As for editing your document as a whole. you can export from Scrivener into either an RTF or DOCX file (I don’t remember which). If you haven’t tried that, you might want to see if it works for you.
Sorry I can’t be of more help.
Q2 comes from TXRed:
Is there a way to sort the wheat from the chaff on publication data from larger presses? Dorothy posted the rebuttal of the “only sell 12 or fewer books” last week, but is gauging probably realistic vs. out past left field something that only comes with experience? (Granted, with indie it should be less of a problem, but . . .)
. . . Back from taking part in Mom’s PT session.
I’ll be honest, TXRed, I’m going to leave that to Dorothy. My brain right now is mush and just looking at stats makes my eyes spin and I want to curl up in the corner and whimper. Sorry.
Q3 is from ZsuZsa.
As far as a topic, I know I’ve asked on this one before, but “Marketing for the rank beginner” (yes, 2.5 years after the first book came out, I’m still a rank beginner). As in, don’t bother to tell me to get things out to my newsletter subscribers, because I don’t have any of those and don’t know how to get ones who aren’t related to me.
This isn’t an answer, sorry, but more of a promise. Let me get through the next couple of weeks and I’ll do a post or two focusing on marketing. It needs to be something I put some thought into and, as I told TXRed, my brain is mush right now.
Q4 is from Harryvoyager:
On questions, how does one know when the serial numbers are sufficiently filed off?
jagliopress already gave a pretty good answer. I’d like to expand on it a bit. First of all, it depends on what you are filing the numbers off of. If it is something modern and well-known, you need to be very careful or shark lawyers will come knocking at your door. The best way to find out if you’ve managed to do it is to write it and then give it to some several people you know who are familiar with the source material. Don’t tell them you want them to see if you’ve filed the serial numbers off.

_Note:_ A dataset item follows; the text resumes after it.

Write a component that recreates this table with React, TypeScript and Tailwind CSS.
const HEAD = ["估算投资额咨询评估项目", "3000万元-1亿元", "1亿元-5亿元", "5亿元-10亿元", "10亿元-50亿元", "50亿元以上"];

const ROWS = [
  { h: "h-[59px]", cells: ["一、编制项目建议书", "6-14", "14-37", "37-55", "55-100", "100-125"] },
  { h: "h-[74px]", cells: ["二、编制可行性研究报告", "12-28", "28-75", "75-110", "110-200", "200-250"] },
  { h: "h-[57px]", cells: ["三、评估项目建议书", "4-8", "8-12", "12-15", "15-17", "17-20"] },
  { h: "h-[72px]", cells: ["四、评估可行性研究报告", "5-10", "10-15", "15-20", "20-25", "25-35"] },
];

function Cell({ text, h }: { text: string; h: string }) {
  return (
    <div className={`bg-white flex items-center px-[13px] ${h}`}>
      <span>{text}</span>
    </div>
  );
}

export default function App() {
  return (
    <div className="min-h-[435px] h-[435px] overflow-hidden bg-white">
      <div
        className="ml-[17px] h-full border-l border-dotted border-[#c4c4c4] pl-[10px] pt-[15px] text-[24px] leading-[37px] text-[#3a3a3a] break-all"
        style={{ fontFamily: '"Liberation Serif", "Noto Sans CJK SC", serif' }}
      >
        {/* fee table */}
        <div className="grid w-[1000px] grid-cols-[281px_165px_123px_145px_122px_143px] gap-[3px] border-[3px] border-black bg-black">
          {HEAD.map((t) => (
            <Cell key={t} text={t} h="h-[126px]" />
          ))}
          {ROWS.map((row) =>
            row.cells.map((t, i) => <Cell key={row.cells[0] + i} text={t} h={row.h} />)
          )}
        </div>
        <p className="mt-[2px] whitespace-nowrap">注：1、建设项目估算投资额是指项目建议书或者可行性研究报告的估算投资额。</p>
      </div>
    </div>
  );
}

Don’t tell them what your inspiration or source material was. Wait to see if they comment on it being like that original source. If they do, ask if it felt too close to the original and why. If they don’t, tell them what your inspiration is and see what their reaction happens to be.
Here’s the thing. There really are very few “original” ideas out there any more. It is really more a matter of how you make it your own. Simply changing a letter or two of a character or location name isn’t going to be enough. What spin makes the story yours and yours alone?

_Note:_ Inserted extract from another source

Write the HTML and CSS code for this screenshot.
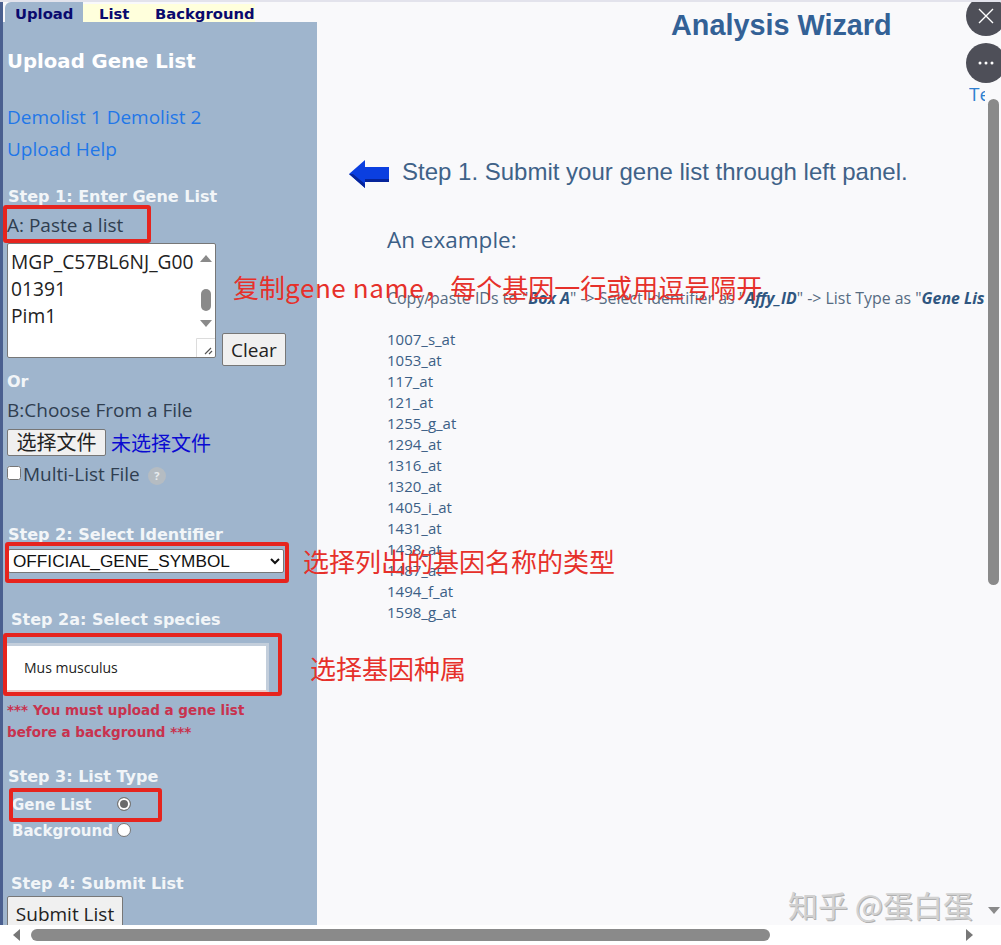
FILE: index.html
```html
<!DOCTYPE html>
<html lang="en">
<head>
    <meta charset="UTF-8">
    <meta name="viewport" content="width=device-width, initial-scale=1.0">
    <title>Analysis Wizard</title>
    <link rel="stylesheet" href="styles.css">
</head>
<body>

<div class="window">
    <div class="content">
        <div class="sidebar">
            <div class="tabs">
                <span class="tab tab-active">Upload</span>
                <span class="tab tab-list">List</span>
                <span class="tab tab-bg">Background</span>
            </div>
            <div class="panel">
                <h2 class="panel-title">Upload Gene List</h2>
                <p class="links"><a href="#">Demolist 1</a> <a href="#">Demolist 2</a></p>
                <p class="links links-help"><a href="#">Upload Help</a></p>

                <h4 class="step step-1">Step 1: Enter Gene List</h4>
                <div class="plain plain-paste">A: Paste a list</div>
                <div class="paste-row">
                    <div class="paste-box">
                        <div class="paste-text">MGP_C57BL6NJ_G00<br>01391<br>Pim1</div>
                        <div class="paste-scroll">
                            <span class="arrow arrow-up"></span>
                            <span class="paste-thumb"></span>
                            <span class="arrow arrow-down"></span>
                        </div>
                        <svg class="grip" width="19" height="19" viewBox="0 0 19 19">
                            <path d="M0.5 19V0.5H19" fill="#fff" stroke="#dcdcdc"/>
                            <path d="M9 16L15 10M13 16L16 13" stroke="#555" stroke-width="1.2"/>
                        </svg>
                    </div>
                    <button class="btn btn-clear" type="button">Clear</button>
                </div>
                <h4 class="step step-or">Or</h4>
                <div class="plain plain-file">B:Choose From a File</div>
                <div class="file-row">
                    <button class="btn btn-file" type="button">选择文件</button>
                    <span class="file-none">未选择文件</span>
                </div>
                <div class="multi-row">
                    <input class="check" type="checkbox">
                    <span class="plain">Multi-List File</span>
                    <span class="help-dot">?</span>
                </div>

                <h4 class="step step-2">Step 2: Select Identifier</h4>
                <select class="identifier">
                    <option>OFFICIAL_GENE_SYMBOL</option>
                </select>

                <h4 class="step step-2a">Step 2a: Select species</h4>
                <div class="species">Mus musculus</div>
                <p class="warning">*** You must upload a gene list before a background ***</p>

                <h4 class="step step-3">Step 3: List Type</h4>
                <div class="radio-row radio-first">
                    <span class="radio-label">Gene List</span>
                    <span class="radio radio-on"></span>
                </div>
                <div class="radio-row">
                    <span class="radio-label">Background</span>
                    <span class="radio"></span>
                </div>

                <h4 class="step step-4">Step 4: Submit List</h4>
                <button class="btn btn-submit" type="button">Submit List</button>
            </div>
        </div>

        <div class="main">
            <h1 class="wizard-title">Analysis Wizard</h1>
            <div class="step-line">
                <svg class="left-arrow" width="42" height="30" viewBox="0 0 42 30">
                    <path d="M1 15L17 1V8H41V23H17V29Z" fill="#0b3fe0"/>
                    <path d="M17 23H41V20H17ZM1 15L17 29V25L5 15Z" fill="#06249a"/>
                </svg>
                <span>Step 1. Submit your gene list through left panel.</span>
            </div>
            <div class="example">
                <h3 class="example-title">An example:</h3>
                <p class="example-note">Copy/paste IDs to "<b><i>Box A</i></b>" -> Select Identifier as "<b><i>Affy_ID</i></b>" -> List Type as "<b><i>Gene List</i></b>" -> Submit List</p>
                <ul class="ids">
                    <li>1007_s_at</li>
                    <li>1053_at</li>
                    <li>117_at</li>
                    <li>121_at</li>
                    <li>1255_g_at</li>
                    <li>1294_at</li>
                    <li>1316_at</li>
                    <li>1320_at</li>
                    <li>1405_i_at</li>
                    <li>1431_at</li>
                    <li>1438_at</li>
                    <li>1487_at</li>
                    <li>1494_f_at</li>
                    <li>1598_g_at</li>
                </ul>
            </div>
        </div>

        <div class="vbar">
            <span class="vthumb"></span>
            <span class="arrow arrow-down vbar-down"></span>
        </div>
    </div>

    <div class="hbar">
        <span class="arrow arrow-left"></span>
        <span class="hthumb"></span>
        <span class="arrow arrow-right"></span>
    </div>

    <!-- floating buttons from the page behind -->
    <div class="float-btn float-close">
        <svg width="16" height="16" viewBox="0 0 16 16"><path d="M1 1L15 15M15 1L1 15" stroke="#fff" stroke-width="1.4"/></svg>
    </div>
    <div class="float-btn float-more">
        <svg width="16" height="4" viewBox="0 0 16 4"><circle cx="2" cy="2" r="1.5" fill="#fff"/><circle cx="8" cy="2" r="1.5" fill="#fff"/><circle cx="14" cy="2" r="1.5" fill="#fff"/></svg>
    </div>
    <span class="float-link">Te</span>

    <!-- red annotations on top of the screenshot -->
    <div class="mark mark-paste"></div>
    <div class="mark mark-identifier"></div>
    <div class="mark mark-species"></div>
    <div class="mark mark-type"></div>
    <span class="note note-paste">复制<span class="note-latin">gene name</span>，每个基因一行或用逗号隔开</span>
    <span class="note note-identifier">选择列出的基因名称的类型</span>
    <span class="note note-species">选择基因种属</span>
    <span class="watermark">知乎 @蛋白蛋</span>
</div>

</body>
</html>
```

FILE: styles.css
```css
body {
    margin: 0;
    overflow: hidden;
    background-color: #f9f9fb;
    font-family: "Open Sans", "Noto Sans CJK SC", sans-serif;
    color: #2b3a4a;
}
.window {
    position: relative;
    display: flex;
    flex-direction: column;
    width: 1001px;
    height: 945px;
    overflow: hidden;
    box-sizing: border-box;
    border-top: 2px solid #e3e3ec;
}
.content {
    display: flex;
    flex: 1;
    min-height: 0;
}

/* left panel */
.sidebar {
    width: 314px;
    flex: none;
    border-left: 3px solid #4a5f8f;
    display: flex;
    flex-direction: column;
    overflow: hidden;
}
.tabs {
    display: flex;
    height: 20px;
    flex: none;
    padding-left: 2px;
    background-color: #f9f9fb;
    font-family: "DejaVu Sans", sans-serif;
    font-weight: bold;
    font-size: 14.8px;
    color: #0a0a6e;
}
.tab {
    padding-top: 1px;
    line-height: 18px;
    box-sizing: border-box;
    background-color: #ffffdc;
    margin-top: 2px;
}
.tab-active {
    width: 78px;
    padding-left: 10px;
    background-color: #9fb5cd;
    border-top-left-radius: 6px;
    margin-top: 0;
    padding-top: 3px;
}
.tab-list {
    width: 62px;
    padding-left: 16px;
}
.tab-bg {
    width: 110px;
    padding-left: 10px;
}
.panel {
    flex: 1;
    background-color: #9fb5cd;
    padding-left: 4px;
    overflow: hidden;
}
.panel-title {
    margin: 26px 0 0;
    font-family: "DejaVu Sans", sans-serif;
    font-size: 19.7px;
    line-height: 28px;
    color: #fff;
}
.links {
    margin: 0;
    font-size: 19px;
    line-height: 32px;
}
.links:first-of-type {
    margin-top: 25px;
}
.links a {
    color: #1f77e8;
    text-decoration: none;
}
.step {
    margin: 0;
    font-family: "DejaVu Sans", sans-serif;
    font-size: 16px;
    line-height: 22px;
    color: #f2f5f8;
}
.step-1 {
    margin-top: 21px;
    margin-left: 1px;
}
.plain {
    font-size: 19px;
    line-height: 28px;
    color: #2f3e50;
}
.plain-paste {
    margin-top: 3px;
}

/* gene list box */
.paste-row {
    display: flex;
    align-items: flex-end;
    margin-top: 4px;
}
.paste-box {
    position: relative;
    width: 209px;
    height: 115px;
    box-sizing: border-box;
    background-color: #fff;
    border: 1px solid #777;
    border-radius: 2px;
}
.paste-text {
    padding: 4px 0 0 3px;
    font-size: 19.2px;
    line-height: 27px;
    color: #222;
}
.paste-scroll {
    position: absolute;
    top: 11px;
    right: 2px;
    width: 14px;
    height: 78px;
    display: flex;
    flex-direction: column;
    align-items: center;
}
.paste-thumb {
    width: 10px;
    height: 22px;
    border-radius: 5px;
    background-color: #8a8a8a;
    margin-top: 27px;
    margin-bottom: 9px;
}
.grip {
    position: absolute;
    right: 0;
    bottom: 0;
}
.arrow {
    display: block;
    width: 0;
    height: 0;
    border-style: solid;
    border-color: transparent;
}
.arrow-up {
    border-width: 0 6px 7px;
    border-bottom-color: #8a8a8a;
}
.arrow-down {
    border-width: 7px 6px 0;
    border-top-color: #8a8a8a;
}
.arrow-left {
    border-width: 6px 7px 6px 0;
    border-right-color: #777;
}
.arrow-right {
    border-width: 6px 0 6px 7px;
    border-left-color: #777;
}
.btn {
    font-family: "Open Sans", "Noto Sans CJK SC", sans-serif;
    font-size: 19px;
    color: #222;
    background-color: #f0f0f0;
    border: 1px solid #777;
    border-radius: 2px;
    padding: 0;
}
.btn-clear {
    width: 64px;
    height: 33px;
    margin-left: 6px;
    margin-bottom: -8px;
}
.step-or {
    margin-top: 13px;
}
.plain-file {
    margin-top: 3px;
}
.file-row {
    display: flex;
    align-items: center;
    margin-top: 4px;
}
.btn-file {
    width: 99px;
    height: 27px;
    font-size: 20px;
    line-height: 24px;
}
.file-none {
    margin-left: 5px;
    font-size: 20px;
    color: #0a0ad2;
}
.multi-row {
    display: flex;
    align-items: center;
    margin-top: 3px;
}
.check {
    width: 14px;
    height: 14px;
    margin: -2px 2px 0 0;
}
.help-dot {
    width: 18px;
    height: 18px;
    margin-left: 8px;
    margin-top: 3px;
    border-radius: 50%;
    background-color: #b5bcc2;
    color: #e8ecef;
    font-size: 11px;
    font-weight: bold;
    line-height: 18px;
    text-align: center;
}

/* identifier + species */
.step-2 {
    margin-top: 36px;
    margin-left: 1px;
}
.identifier {
    display: block;
    width: 276px;
    height: 24px;
    margin-top: 3px;
    margin-left: 1px;
    font-family: "Liberation Sans", sans-serif;
    font-size: 17.2px;
    color: #111;
    background-color: #fff;
    border: 1px solid #777;
    border-radius: 2px;
}
.step-2a {
    margin-top: 36px;
    margin-left: 4px;
}
.species {
    width: 262px;
    height: 50px;
    margin-top: 12px;
    box-sizing: border-box;
    padding-left: 17px;
    background-color: #fff;
    border: 3px solid #c3cedb;
    border-bottom-color: #ecc8c4;
    border-left-width: 0;
    border-right-width: 3px;
    font-size: 14px;
    line-height: 44px;
    color: #222;
}
.warning {
    margin: 6px 0 0;
    width: 270px;
    font-family: "DejaVu Sans", sans-serif;
    font-weight: bold;
    font-size: 13.5px;
    line-height: 22px;
    color: #c8324e;
}

/* list type */
.step-3 {
    margin-top: 23px;
    margin-left: 1px;
}
.radio-row {
    display: flex;
    align-items: center;
    height: 26px;
    margin-left: 5px;
    font-family: "DejaVu Sans", sans-serif;
    font-weight: bold;
    font-size: 15px;
    color: #f2f5f8;
}
.radio-first {
    margin-top: 5px;
}
.radio-label {
    width: 105px;
    margin-top: -2px;
}
.radio {
    width: 12px;
    height: 12px;
    margin-top: -4px;
    background-color: #fff;
    border: 1px solid #777;
    border-radius: 50%;
}
.radio-on {
    background-color: #6a6a6a;
    box-shadow: inset 0 0 0 2px #fff;
}
.step-4 {
    margin-top: 28px;
    margin-left: 4px;
}
.btn-submit {
    display: block;
    width: 116px;
    height: 36px;
    margin-top: 1px;
}

/* right side */
.main {
    flex: 1;
    min-width: 0;
    overflow: hidden;
    color: #3c5f86;
}
.wizard-title {
    margin: 4px 0 0 354px;
    font-family: "Liberation Sans", sans-serif;
    font-size: 28.8px;
    line-height: 38px;
    font-weight: bold;
    color: #336196;
}
.step-line {
    display: flex;
    align-items: center;
    margin: 111px 0 0 31px;
    font-family: "Liberation Sans", sans-serif;
    font-size: 24px;
    line-height: 34px;
    white-space: nowrap;
    color: #3f6288;
}
.left-arrow {
    margin-right: 12px;
    margin-top: 3px;
}
.example {
    margin-left: 70px;
}
.example-title {
    margin: 36px 0 0;
    font-weight: normal;
    font-size: 22.5px;
    line-height: 30px;
}
.example-note {
    margin: 33px 0 0;
    font-size: 15.9px;
    line-height: 20px;
    white-space: nowrap;
    color: #566b82;
}
.example-note b {
    color: #2f5680;
}
.ids {
    list-style: none;
    margin: 21px 0 0;
    padding: 0;
    font-size: 15px;
    line-height: 21px;
}
.vbar {
    width: 13px;
    margin-left: 3px;
    flex: none;
    display: flex;
    flex-direction: column;
    align-items: flex-start;
}
.vthumb {
    width: 11px;
    height: 486px;
    margin-top: 97px;
    border-radius: 6px;
    background-color: #8a8a8a;
}
.vbar-down {
    margin-top: 322px;
    margin-left: 0;
}
.hbar {
    display: flex;
    align-items: center;
    height: 20px;
    flex: none;
    padding-left: 13px;
    background-color: #fff;
    position: relative;
}
.hthumb {
    width: 739px;
    height: 12px;
    margin-left: 11px;
    border-radius: 6px;
    background-color: #8a8a8a;
}
.hbar .arrow-right {
    margin-left: 196px;
}

/* floating round buttons */
.float-btn {
    position: absolute;
    left: 966px;
    width: 40px;
    height: 40px;
    display: flex;
    align-items: center;
    justify-content: center;
    border-radius: 50%;
    background-color: #4e4f58;
}
.float-close {
    top: -6px;
}
.float-more {
    top: 41px;
}
.float-link {
    position: absolute;
    left: 969px;
    top: 81px;
    width: 16px;
    overflow: hidden;
    font-family: "Open Sans", sans-serif;
    font-size: 19px;
    line-height: 22px;
    color: #2f7fd0;
}

/* annotations */
.mark {
    position: absolute;
    box-sizing: border-box;
    border: 4px solid #e6241e;
    border-radius: 3px;
}
.mark-paste {
    left: 3px;
    top: 203px;
    width: 148px;
    height: 38px;
}
.mark-identifier {
    left: 5px;
    top: 540px;
    width: 284px;
    height: 41px;
}
.mark-species {
    left: 3px;
    top: 631px;
    width: 279px;
    height: 63px;
}
.mark-type {
    left: 9px;
    top: 786px;
    width: 153px;
    height: 34px;
}
.note {
    position: absolute;
    font-family: "Noto Sans CJK SC", sans-serif;
    font-size: 26px;
    line-height: 34px;
    white-space: nowrap;
    color: #e6302a;
}
.note-latin {
    letter-spacing: 0.6px;
}
.note-paste {
    left: 233px;
    top: 268px;
}
.note-identifier {
    left: 303px;
    top: 542px;
}
.note-species {
    left: 310px;
    top: 649px;
}
.watermark {
    position: absolute;
    left: 788px;
    top: 883px;
    font-family: "Noto Sans CJK SC", sans-serif;
    font-size: 30px;
    line-height: 38px;
    white-space: nowrap;
    color: #d2d2d2;
    text-shadow: 1px 1px 0 #b0b0b0;
}
```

I’ll check in on the comments here and on the earlier post later. The contractor is back. If you have more questions, let me know and I’ll do my best to answer.
Until later!
Featured image created using Midjourney AI.
Thanks. I’ve been wondering, too, at which point to end a series, except this one reached a nice tidy (?) point, allowing me to shift gears to a new secondary series.
That’s a question I’ve been asking myself a lot the last year or so. I’ve finished one series and it very well may spawn a secondary series. Another series is in the middle story arc and when that ends it will lead into a secondary series. But ending the Honor & Duty series really killed me in one way but was freeing in another.
Thank you. I’ll have to see if I even know anyone who knows the source characters.
One thing I’m realizing is, the corollary to that is, if I did it as straight up fan-fic, would it even be recognizable? And I think here the answer is probably no.
I’ve ripped off a number of ideas, and no one’s commented yet. Perhaps they weren’t looking, to be sure.
I assume that the Scrivener tutorials have left you lost? Assuming you seen their YouTube channel?
If so here’s a few author based tutorials:
https://www.youtube.com/results?search_query=scrivener
Compiling is a lot more straightforward in the current MacOS version, but I still use Vellum for the final tweaks.